Should Gov. Gretchen Whitmer pass her massive gas tax increase through a leery Legislature, her proposal would bypass an “inefficient,” almost 70-year-old mechanism for distributing road repair money.
Since 1951, Michigan has traditionally used Public Act 51 as the primary mechanism for doling out state dollars for road repairs to local units of government. A recent report from the nonpartisan Citizens Research Council of Michigan points out that the act does not take into account road conditions or road usage, and tends to favor lesser-traveled, rural roads.
“Division of the funds among the local road agencies is primarily based on road miles, population, and vehicle registrations,” according to the CRC report. “These rudimentary measures do not begin to address funding to the highest levels of need. Rural areas contain 69 percent of roads, yet represent 29.8 percent of road usage.”
To Whitmer, the emphasis needs to be placed on roads in the state’s more densely populated areas because they get more use.
“We need to fix these most heavily-trafficked roads that have the most damage,” Whitmer told reporters on Tuesday following her budget presentation. “That’s precisely what this budget does.”
Under Whitmer’s proposal, 47 percent of the new road revenues would go to the state’s interstates and other freeways; 30 percent would go toward “principal arterials,” or highly-travelled non-freeway roads; with the rest of the money being used lesser-travelled roads, bridges and “innovative” public transit projects.
Following Whitmer’s budget proposal, Paul Ajegba, director of the Michigan Department of Transportation (MDOT), told reporters that this funding formula would help the state’s cities and counties to “free up some of the money they were going to use on these roads anyway to work on neighborhoods and things like that.”
The urban-rural divide in Michigan’s Legislature emerged quickly during Whitmer’s budget presentation, with legislators like state Sen. Jon Bumstead (R-Newaygo), vice chair of the Senate Appropriations Committee, noting how much constituents in his rural northern Michigan district benefit from the policy.

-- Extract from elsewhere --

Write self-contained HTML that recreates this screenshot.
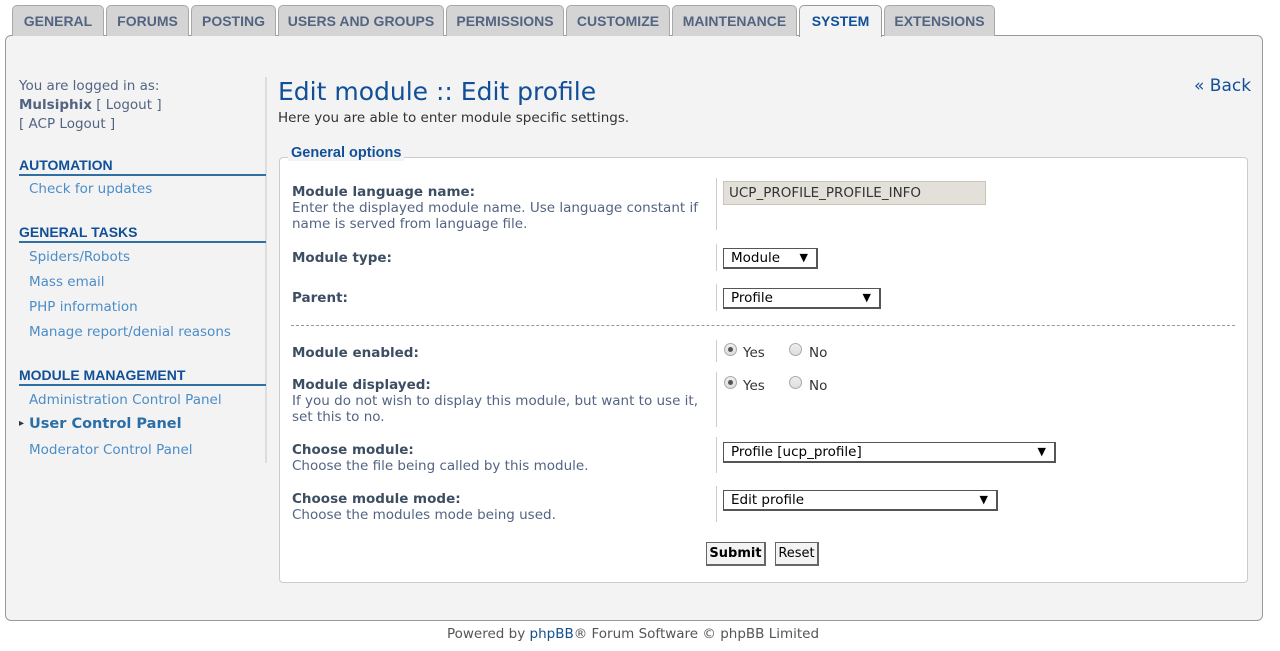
<!DOCTYPE html>
<html><head><meta charset="utf-8"><style>
*{box-sizing:border-box}
body{margin:0;width:1280px;height:651px;background:#fff;font-family:"DejaVu Sans","Liberation Sans",sans-serif;font-size:13.5px;color:#536482;position:relative;overflow:hidden}
.a{position:absolute;white-space:nowrap}
.tab{position:absolute;top:5px;height:31px;background:#d4d4d4;border:1px solid #a8a8a8;border-bottom:none;border-radius:5px 5px 0 0;font-family:"Liberation Sans",sans-serif;font-weight:bold;font-size:14px;color:#536482;text-align:center;line-height:30px}
.panel{position:absolute;left:5px;top:35px;width:1258px;height:586px;background:#f3f3f3;border:1px solid #999;border-radius:6px}
.h{position:absolute;left:19px;width:247px;border-bottom:2px solid #2f6fa1;color:#115098;font-weight:bold;font-family:"Liberation Sans",sans-serif;font-size:14px;padding-bottom:1px}
.lk{position:absolute;left:29px;color:#4b8dc7;white-space:nowrap}
.lab{position:absolute;left:292px;color:#333;line-height:16px;white-space:nowrap}
.lab b{color:#3d4e63}
.lab span{color:#536482}
.vl{position:absolute;left:716px;width:1px;background:#ccc}
.sel{position:absolute;height:21px;border:2px solid #555;border-width:1px 2px 2px 1px;background:#fff;color:#000;padding-left:7px;line-height:18px;font-size:13.5px}
.sel i{position:absolute;right:8px;top:0;font-style:normal;font-size:11px}
.r{position:absolute;width:13px;height:13px;border-radius:50%;border:1px solid #aaa;background:linear-gradient(#eee,#ddd)}
.r.on::after{content:"";position:absolute;left:3px;top:3px;width:5px;height:5px;border-radius:50%;background:#555}
.t{position:absolute;color:#333}
</style></head><body>
<div class="panel"></div>
<div class="tab" style="left:12px;width:92px">GENERAL</div>
<div class="tab" style="left:106px;width:83px">FORUMS</div>
<div class="tab" style="left:191px;width:85px">POSTING</div>
<div class="tab" style="left:278px;width:166px">USERS AND GROUPS</div>
<div class="tab" style="left:446px;width:118px">PERMISSIONS</div>
<div class="tab" style="left:566px;width:104px">CUSTOMIZE</div>
<div class="tab" style="left:672px;width:125px">MAINTENANCE</div>
<div class="tab" style="left:799px;width:83px;height:32px;background:#f3f3f3;color:#115098;border-color:#999">SYSTEM</div>
<div class="tab" style="left:884px;width:111px">EXTENSIONS</div>

<div class="a" style="left:19px;top:77px;line-height:19px">You are logged in as:<br><b style="color:#536482">Mulsiphix</b> [ Logout ]<br>[ ACP Logout ]</div>
<div style="position:absolute;left:265px;top:77px;width:2px;height:386px;background:#ddd"></div>
<div class="h" style="top:157px">AUTOMATION</div>
<div class="lk" style="top:181px">Check for updates</div>
<div class="h" style="top:224px">GENERAL TASKS</div>
<div class="lk" style="top:249px">Spiders/Robots</div>
<div class="lk" style="top:274px">Mass email</div>
<div class="lk" style="top:299px">PHP information</div>
<div class="lk" style="top:324px">Manage report/denial reasons</div>
<div class="h" style="top:367px">MODULE MANAGEMENT</div>
<div class="lk" style="top:392px">Administration Control Panel</div>
<div class="a" style="left:19px;top:418px;color:#333;font-size:10px">&#9656;</div>
<div class="lk" style="top:416px;font-weight:bold;color:#2a6ea8;font-size:14.5px">User Control Panel</div>
<div class="lk" style="top:442px">Moderator Control Panel</div>

<div class="a" style="left:278px;top:77px;font-size:25px;color:#115098">Edit module :: Edit profile</div>
<div class="a" style="left:278px;top:110px;color:#333">Here you are able to enter module specific settings.</div>
<div class="a" style="left:1194px;top:76px;font-size:17px;color:#115098">« Back</div>

<div style="position:absolute;left:279px;top:157px;width:969px;height:426px;background:#fff;border:1px solid #ccc;border-radius:4px"></div>
<div class="a" style="left:288px;top:145px;background:#f3f3f3;padding:0 3px;color:#115098;font-weight:bold;font-family:'Liberation Sans',sans-serif;font-size:14.5px">General options</div>

<div class="lab" style="top:184px"><b>Module language name:</b><br><span>Enter the displayed module name. Use language constant if<br>name is served from language file.</span></div>
<div class="vl" style="top:178px;height:52px"></div>
<div class="a" style="left:723px;top:181px;width:263px;height:24px;background:#e3e0da;border:1px solid #c9c4b8;color:#333;padding:3px 5px">UCP_PROFILE_PROFILE_INFO</div>

<div class="lab" style="top:250px"><b>Module type:</b></div>
<div class="vl" style="top:244px;height:27px"></div>
<div class="sel" style="left:723px;top:248px;width:95px">Module<i>▼</i></div>

<div class="lab" style="top:290px"><b>Parent:</b></div>
<div class="vl" style="top:284px;height:27px"></div>
<div class="sel" style="left:723px;top:288px;width:158px">Profile<i>▼</i></div>

<div style="position:absolute;left:291px;top:325px;width:944px;border-top:1px dashed #999"></div>

<div class="lab" style="top:345px"><b>Module enabled:</b></div>
<div class="vl" style="top:340px;height:22px"></div>
<div class="r on" style="left:724px;top:343px"></div><div class="t" style="left:743px;top:345px">Yes</div>
<div class="r" style="left:789px;top:343px"></div><div class="t" style="left:809px;top:345px">No</div>

<div class="lab" style="top:377px"><b>Module displayed:</b><br><span>If you do not wish to display this module, but want to use it,<br>set this to no.</span></div>
<div class="vl" style="top:372px;height:55px"></div>
<div class="r on" style="left:724px;top:376px"></div><div class="t" style="left:743px;top:378px">Yes</div>
<div class="r" style="left:789px;top:376px"></div><div class="t" style="left:809px;top:378px">No</div>

<div class="lab" style="top:442px"><b>Choose module:</b><br><span>Choose the file being called by this module.</span></div>
<div class="vl" style="top:437px;height:36px"></div>
<div class="sel" style="left:723px;top:442px;width:333px">Profile [ucp_profile]<i>▼</i></div>

<div class="lab" style="top:491px"><b>Choose module mode:</b><br><span>Choose the modules mode being used.</span></div>
<div class="vl" style="top:486px;height:36px"></div>
<div class="sel" style="left:723px;top:490px;width:275px">Edit profile<i>▼</i></div>

<div class="a" style="left:706px;top:542px;width:60px;height:24px;border:1px solid #666;border-width:1px 2px 2px 1px;background:#f3f3f3;color:#000;font-weight:bold;text-align:center;line-height:21px;font-size:13px">Submit</div>
<div class="a" style="left:775px;top:542px;width:44px;height:24px;border:1px solid #666;border-width:1px 2px 2px 1px;background:#f3f3f3;color:#000;text-align:center;line-height:21px;font-size:13px">Reset</div>

<div class="a" style="left:0;width:1266px;top:626px;text-align:center;color:#555">Powered by <span style="color:#105289">phpBB</span>® Forum Software © phpBB Limited</div>
</body></html>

Likewise, legislators from urban and suburban areas say that Act 51 redirects needed road dollars from their districts and sends it to more sparsely populated areas of the state.
“My constituents don’t like it,” said state Sen. Curtis Hertel (D-East Lansing), Appropriations minority vice chair. “I would assume many of us on both sides of the aisle that live in more urban communities like Oakland and Macomb counties would feel the same way.”
Budget Director Chris Kolb assured rural lawmakers that existing gas tax revenues would still be distributed using the Act 51 formula.
Whitmer has left the door open to revisiting the funding mechanism entirely, but notes that the budget season isn’t the right time to do that.
“Going back and renegotiating every dime that goes through P.A. 51 is maybe something that should be done at the appropriate time, but that’s not something we’re taking on right now,” Whitmer said. “This budget is about trying to fix the problems that are the most glaring that we are confronting, that’s jeopardizing our safety on the roads.”